(Code that builds pages)
╭──

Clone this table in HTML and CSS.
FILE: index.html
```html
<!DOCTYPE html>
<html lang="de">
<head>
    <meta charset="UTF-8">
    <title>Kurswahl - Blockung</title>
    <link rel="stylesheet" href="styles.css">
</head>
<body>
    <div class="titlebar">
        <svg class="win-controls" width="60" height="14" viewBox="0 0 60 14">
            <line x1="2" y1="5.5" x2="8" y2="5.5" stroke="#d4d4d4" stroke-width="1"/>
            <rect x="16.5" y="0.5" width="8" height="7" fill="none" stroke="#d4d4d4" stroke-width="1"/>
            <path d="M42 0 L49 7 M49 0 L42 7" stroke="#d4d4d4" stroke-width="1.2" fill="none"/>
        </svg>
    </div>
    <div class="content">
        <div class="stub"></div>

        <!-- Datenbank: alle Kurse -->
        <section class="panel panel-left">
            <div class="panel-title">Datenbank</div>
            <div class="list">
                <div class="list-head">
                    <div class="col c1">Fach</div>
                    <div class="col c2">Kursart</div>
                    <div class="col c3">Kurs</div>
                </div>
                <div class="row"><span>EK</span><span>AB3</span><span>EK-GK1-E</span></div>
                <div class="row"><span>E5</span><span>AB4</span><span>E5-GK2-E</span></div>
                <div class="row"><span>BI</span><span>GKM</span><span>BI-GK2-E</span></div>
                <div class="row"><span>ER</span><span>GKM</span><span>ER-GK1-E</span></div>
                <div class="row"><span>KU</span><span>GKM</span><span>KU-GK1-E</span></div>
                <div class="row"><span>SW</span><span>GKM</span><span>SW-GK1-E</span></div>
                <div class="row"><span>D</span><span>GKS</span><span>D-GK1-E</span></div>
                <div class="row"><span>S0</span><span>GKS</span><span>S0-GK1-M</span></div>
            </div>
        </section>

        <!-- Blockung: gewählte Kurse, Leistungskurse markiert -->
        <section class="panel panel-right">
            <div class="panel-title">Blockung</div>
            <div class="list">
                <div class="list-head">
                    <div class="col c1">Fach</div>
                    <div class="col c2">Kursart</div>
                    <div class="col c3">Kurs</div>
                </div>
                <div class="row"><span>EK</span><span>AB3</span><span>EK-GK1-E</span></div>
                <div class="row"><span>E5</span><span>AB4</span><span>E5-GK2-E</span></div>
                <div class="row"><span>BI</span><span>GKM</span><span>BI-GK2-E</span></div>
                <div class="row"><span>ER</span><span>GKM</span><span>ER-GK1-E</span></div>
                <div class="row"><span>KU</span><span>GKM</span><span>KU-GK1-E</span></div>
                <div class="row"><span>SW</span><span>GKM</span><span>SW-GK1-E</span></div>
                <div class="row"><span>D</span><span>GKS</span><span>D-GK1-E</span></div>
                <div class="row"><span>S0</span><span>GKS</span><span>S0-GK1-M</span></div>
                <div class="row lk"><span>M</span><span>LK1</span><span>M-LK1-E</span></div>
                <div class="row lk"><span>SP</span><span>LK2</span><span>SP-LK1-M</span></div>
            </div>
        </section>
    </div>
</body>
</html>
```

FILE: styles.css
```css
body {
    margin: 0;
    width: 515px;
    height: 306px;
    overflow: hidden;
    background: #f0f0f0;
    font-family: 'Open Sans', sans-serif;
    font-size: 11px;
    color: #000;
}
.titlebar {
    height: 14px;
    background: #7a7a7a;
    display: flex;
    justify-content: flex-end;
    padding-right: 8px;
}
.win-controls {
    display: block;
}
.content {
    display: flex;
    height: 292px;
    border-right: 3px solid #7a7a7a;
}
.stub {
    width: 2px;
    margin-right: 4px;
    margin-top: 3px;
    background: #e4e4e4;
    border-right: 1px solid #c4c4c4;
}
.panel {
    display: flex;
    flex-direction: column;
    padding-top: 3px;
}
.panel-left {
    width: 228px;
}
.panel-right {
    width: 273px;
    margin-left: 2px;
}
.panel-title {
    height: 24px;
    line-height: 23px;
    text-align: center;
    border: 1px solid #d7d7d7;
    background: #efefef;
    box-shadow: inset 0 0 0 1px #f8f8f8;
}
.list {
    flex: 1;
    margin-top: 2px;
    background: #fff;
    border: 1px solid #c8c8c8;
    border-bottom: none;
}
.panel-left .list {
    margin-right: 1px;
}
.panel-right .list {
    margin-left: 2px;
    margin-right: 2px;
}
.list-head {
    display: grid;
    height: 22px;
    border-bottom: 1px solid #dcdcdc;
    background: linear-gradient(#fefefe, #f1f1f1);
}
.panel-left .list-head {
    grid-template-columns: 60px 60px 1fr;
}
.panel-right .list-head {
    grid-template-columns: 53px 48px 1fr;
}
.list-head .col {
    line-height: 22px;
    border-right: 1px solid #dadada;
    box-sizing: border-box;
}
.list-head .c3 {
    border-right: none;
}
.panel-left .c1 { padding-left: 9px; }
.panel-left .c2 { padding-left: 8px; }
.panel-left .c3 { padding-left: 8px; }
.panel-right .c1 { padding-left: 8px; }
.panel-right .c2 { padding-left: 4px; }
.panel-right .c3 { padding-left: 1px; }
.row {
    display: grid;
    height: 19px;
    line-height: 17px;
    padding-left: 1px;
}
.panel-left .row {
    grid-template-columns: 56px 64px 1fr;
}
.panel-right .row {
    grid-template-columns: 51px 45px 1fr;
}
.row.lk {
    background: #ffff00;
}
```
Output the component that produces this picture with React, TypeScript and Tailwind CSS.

╰──

From the records above, extract every entry exactly as given.

**SOLUTION TO THE PROBLEM:**
Clone this table in HTML and CSS.
FILE: index.html
```html
<!DOCTYPE html>
<html lang="de">
<head>
    <meta charset="UTF-8">
    <title>Kurswahl - Blockung</title>
    <link rel="stylesheet" href="styles.css">
</head>
<body>
    <div class="titlebar">
        <svg class="win-controls" width="60" height="14" viewBox="0 0 60 14">
            <line x1="2" y1="5.5" x2="8" y2="5.5" stroke="#d4d4d4" stroke-width="1"/>
            <rect x="16.5" y="0.5" width="8" height="7" fill="none" stroke="#d4d4d4" stroke-width="1"/>
            <path d="M42 0 L49 7 M49 0 L42 7" stroke="#d4d4d4" stroke-width="1.2" fill="none"/>
        </svg>
    </div>
    <div class="content">
        <div class="stub"></div>

        <!-- Datenbank: alle Kurse -->
        <section class="panel panel-left">
            <div class="panel-title">Datenbank</div>
            <div class="list">
                <div class="list-head">
                    <div class="col c1">Fach</div>
                    <div class="col c2">Kursart</div>
                    <div class="col c3">Kurs</div>
                </div>
                <div class="row"><span>EK</span><span>AB3</span><span>EK-GK1-E</span></div>
                <div class="row"><span>E5</span><span>AB4</span><span>E5-GK2-E</span></div>
                <div class="row"><span>BI</span><span>GKM</span><span>BI-GK2-E</span></div>
                <div class="row"><span>ER</span><span>GKM</span><span>ER-GK1-E</span></div>
                <div class="row"><span>KU</span><span>GKM</span><span>KU-GK1-E</span></div>
                <div class="row"><span>SW</span><span>GKM</span><span>SW-GK1-E</span></div>
                <div class="row"><span>D</span><span>GKS</span><span>D-GK1-E</span></div>
                <div class="row"><span>S0</span><span>GKS</span><span>S0-GK1-M</span></div>
            </div>
        </section>

        <!-- Blockung: gewählte Kurse, Leistungskurse markiert -->
        <section class="panel panel-right">
            <div class="panel-title">Blockung</div>
            <div class="list">
                <div class="list-head">
                    <div class="col c1">Fach</div>
                    <div class="col c2">Kursart</div>
                    <div class="col c3">Kurs</div>
                </div>
                <div class="row"><span>EK</span><span>AB3</span><span>EK-GK1-E</span></div>
                <div class="row"><span>E5</span><span>AB4</span><span>E5-GK2-E</span></div>
                <div class="row"><span>BI</span><span>GKM</span><span>BI-GK2-E</span></div>
                <div class="row"><span>ER</span><span>GKM</span><span>ER-GK1-E</span></div>
                <div class="row"><span>KU</span><span>GKM</span><span>KU-GK1-E</span></div>
                <div class="row"><span>SW</span><span>GKM</span><span>SW-GK1-E</span></div>
                <div class="row"><span>D</span><span>GKS</span><span>D-GK1-E</span></div>
                <div class="row"><span>S0</span><span>GKS</span><span>S0-GK1-M</span></div>
                <div class="row lk"><span>M</span><span>LK1</span><span>M-LK1-E</span></div>
                <div class="row lk"><span>SP</span><span>LK2</span><span>SP-LK1-M</span></div>
            </div>
        </section>
    </div>
</body>
</html>
```

FILE: styles.css
```css
body {
    margin: 0;
    width: 515px;
    height: 306px;
    overflow: hidden;
    background: #f0f0f0;
    font-family: 'Open Sans', sans-serif;
    font-size: 11px;
    color: #000;
}
.titlebar {
    height: 14px;
    background: #7a7a7a;
    display: flex;
    justify-content: flex-end;
    padding-right: 8px;
}
.win-controls {
    display: block;
}
.content {
    display: flex;
    height: 292px;
    border-right: 3px solid #7a7a7a;
}
.stub {
    width: 2px;
    margin-right: 4px;
    margin-top: 3px;
    background: #e4e4e4;
    border-right: 1px solid #c4c4c4;
}
.panel {
    display: flex;
    flex-direction: column;
    padding-top: 3px;
}
.panel-left {
    width: 228px;
}
.panel-right {
    width: 273px;
    margin-left: 2px;
}
.panel-title {
    height: 24px;
    line-height: 23px;
    text-align: center;
    border: 1px solid #d7d7d7;
    background: #efefef;
    box-shadow: inset 0 0 0 1px #f8f8f8;
}
.list {
    flex: 1;
    margin-top: 2px;
    background: #fff;
    border: 1px solid #c8c8c8;
    border-bottom: none;
}
.panel-left .list {
    margin-right: 1px;
}
.panel-right .list {
    margin-left: 2px;
    margin-right: 2px;
}
.list-head {
    display: grid;
    height: 22px;
    border-bottom: 1px solid #dcdcdc;
    background: linear-gradient(#fefefe, #f1f1f1);
}
.panel-left .list-head {
    grid-template-columns: 60px 60px 1fr;
}
.panel-right .list-head {
    grid-template-columns: 53px 48px 1fr;
}
.list-head .col {
    line-height: 22px;
    border-right: 1px solid #dadada;
    box-sizing: border-box;
}
.list-head .c3 {
    border-right: none;
}
.panel-left .c1 { padding-left: 9px; }
.panel-left .c2 { padding-left: 8px; }
.panel-left .c3 { padding-left: 8px; }
.panel-right .c1 { padding-left: 8px; }
.panel-right .c2 { padding-left: 4px; }
.panel-right .c3 { padding-left: 1px; }
.row {
    display: grid;
    height: 19px;
    line-height: 17px;
    padding-left: 1px;
}
.panel-left .row {
    grid-template-columns: 56px 64px 1fr;
}
.panel-right .row {
    grid-template-columns: 51px 45px 1fr;
}
.row.lk {
    background: #ffff00;
}
```
Output the component that produces this picture with React, TypeScript and Tailwind CSS.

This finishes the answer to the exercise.